Based on the area of the forest wiped out and the size of the stumps he had seen in the field, Gill estimated that 12 million cubic feet of timber valued in thousands of crores of Rupees had been taken out of the Dibru hills reserved forest.In his application to the CEC, Gill has pointed out that timber in such volume simply could not have been consumed in a tiny state like Meghalaya. The bulk of the timber must have been exported to major markets like Kolkata and Delhi, an operation that would have involved the issue of thousands of fraudulent transit passes to cross the forest check gates along the way. It would not be possible to carry out something so big without involvement of senior forest officers in Meghalaya and other states, and perhaps even militants. Gill wants an investigation by the CBI to uncover the truth.

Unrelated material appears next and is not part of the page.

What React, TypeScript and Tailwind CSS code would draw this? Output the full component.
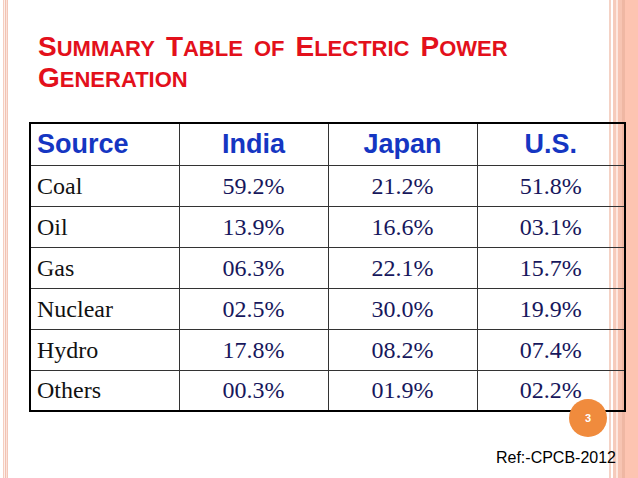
const rows = [
  { source: "Coal", india: "59.2%", japan: "21.2%", us: "51.8%" },
  { source: "Oil", india: "13.9%", japan: "16.6%", us: "03.1%" },
  { source: "Gas", india: "06.3%", japan: "22.1%", us: "15.7%" },
  { source: "Nuclear", india: "02.5%", japan: "30.0%", us: "19.9%" },
  { source: "Hydro", india: "17.8%", japan: "08.2%", us: "07.4%" },
  { source: "Others", india: "00.3%", japan: "01.9%", us: "02.2%" },
]

// small caps by hand: first letter big, rest smaller
function Caps({ word, small }: { word: string; small?: boolean }) {
  if (small) return <span className="text-[22px]">{word}</span>
  return (
    <span>
      <span className="text-[28px]">{word[0]}</span>
      <span className="text-[22px]">{word.slice(1)}</span>
    </span>
  )
}

export default function App() {
  return (
    <div className="relative w-[638px] h-[478px] overflow-hidden bg-[linear-gradient(to_right,#fff_3px,#f5cdbf_3px,#f5cdbf_4px,#fdf0eb_4px,#fdf0eb_5px,#f2c2b3_5px,#f2c2b3_6px,#fbe3da_6px,#fbe3da_7px,#f3c7b9_7px,#f3c7b9_8px,#fff_8px,#fff_609px,#f4d2c5_609px,#f4d2c5_611px,#fff_611px,#fff_613px,#f6cbbb_613px,#f6cbbb_616px,#fde7df_616px,#fde7df_618px,#f7c4b2_618px,#f7c4b2_622px,#efb7a3_622px,#efb7a3_625px,#fdc4b1_625px)]">
      <div className="pt-[31px] pl-[38px] font-['Liberation_Sans',Arial,sans-serif] font-bold text-[22px] text-[#e3101b] leading-[32px]">
        <div className="flex h-[31px] items-baseline gap-x-[11px]">
          <Caps word="SUMMARY" />
          <Caps word="TABLE" />
          <Caps word="OF" small />
          <Caps word="ELECTRIC" />
          <Caps word="POWER" />
        </div>
        <div className="flex h-[31px] items-baseline">
          <Caps word="GENERATION" />
        </div>
      </div>

      <table className="mt-[29px] ml-[29px] w-[595px] table-fixed border-collapse border-2 border-black">
        <colgroup>
          <col className="w-[149px]" />
          <col className="w-[149px]" />
          <col className="w-[149px]" />
          <col className="w-[148px]" />
        </colgroup>
        <thead>
          <tr className="h-[41px] font-['Liberation_Sans',Arial,sans-serif] font-bold text-[27px] text-[#1536c2]">
            <th className="border border-[#333] px-[6px] text-left font-bold">Source</th>
            <th className="border border-[#333] text-center font-bold">India</th>
            <th className="border border-[#333] text-center font-bold">Japan</th>
            <th className="border border-[#333] text-center font-bold">U.S.</th>
          </tr>
        </thead>
        <tbody className="font-['Liberation_Serif','Times_New_Roman',serif] text-[24px]">
          {rows.map((r) => (
            <tr key={r.source} className="h-[41px]">
              <td className="border border-[#333] px-[6px] text-[#111]">{r.source}</td>
              <td className="border border-[#333] text-center text-[#17175c]">{r.india}</td>
              <td className="border border-[#333] text-center text-[#17175c]">{r.japan}</td>
              <td className="border border-[#333] text-center text-[#17175c]">{r.us}</td>
            </tr>
          ))}
        </tbody>
      </table>

      {/* page number badge */}
      <div className="absolute left-[569px] top-[399px] flex h-[38px] w-[38px] items-center justify-center rounded-full bg-[#f08b3d] font-['Liberation_Sans',Arial,sans-serif] text-[11px] font-bold text-white">
        3
      </div>

      <div className="mt-[34px] flex justify-end pr-[22px] font-['Liberation_Sans',Arial,sans-serif] text-[16px] leading-[24px] text-black">
        Ref:-CPCB-2012
      </div>
    </div>
  )
}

To add FSI’s discomfort, the Government of Meghalaya did conduct an inquiry in 2008 into the destruction of the reserved forests but apparently decided to pull back due to intense lobbying.In that report the inquiry officer had observed that during the period, the massive felling took place the officer was holding the post of Divisional Forest Officer, Garo hills division and the managing director of Forest Development Corporation of Meghalaya. The inquiry officer concluded that there was something inherently wrong in this appointment since the same person could order cutting of trees from the reserved forest to provide timber to the FDCM. Allotment of timber from the Garo hills division to the FDCM is supposed to be done by the government, but according to the inquiry officer the MD of FDCM in his avatar as divisional forest officer Garo hills division allotted timber to the FDCM without government’s permission.
The FDCM was legally trading illegally trading in timber, sending its trucks into the adjoining state of Assam. Worse, the son of the MD was participating in timber trade using his father’s influence in the FDCM. A thousand cubic feet of teak belonging to the FDCM was allotted to the son at a laughable price of Rs 110 for a cubic foot through a process the FDCM described as :”negotiation”. The Meghalaya government probably found the leads in the inquiry report too explosive to handle.
Were the FSI, the FDCM and the mafia working towards the common end? Gill wants all the agencies to be covered in the criminal investigation. Meanwhile, A K Wahal, the DG of FSI, has submitted his application for the post of director, Indira Gandhi Forest Academy that will fall vacant in two months.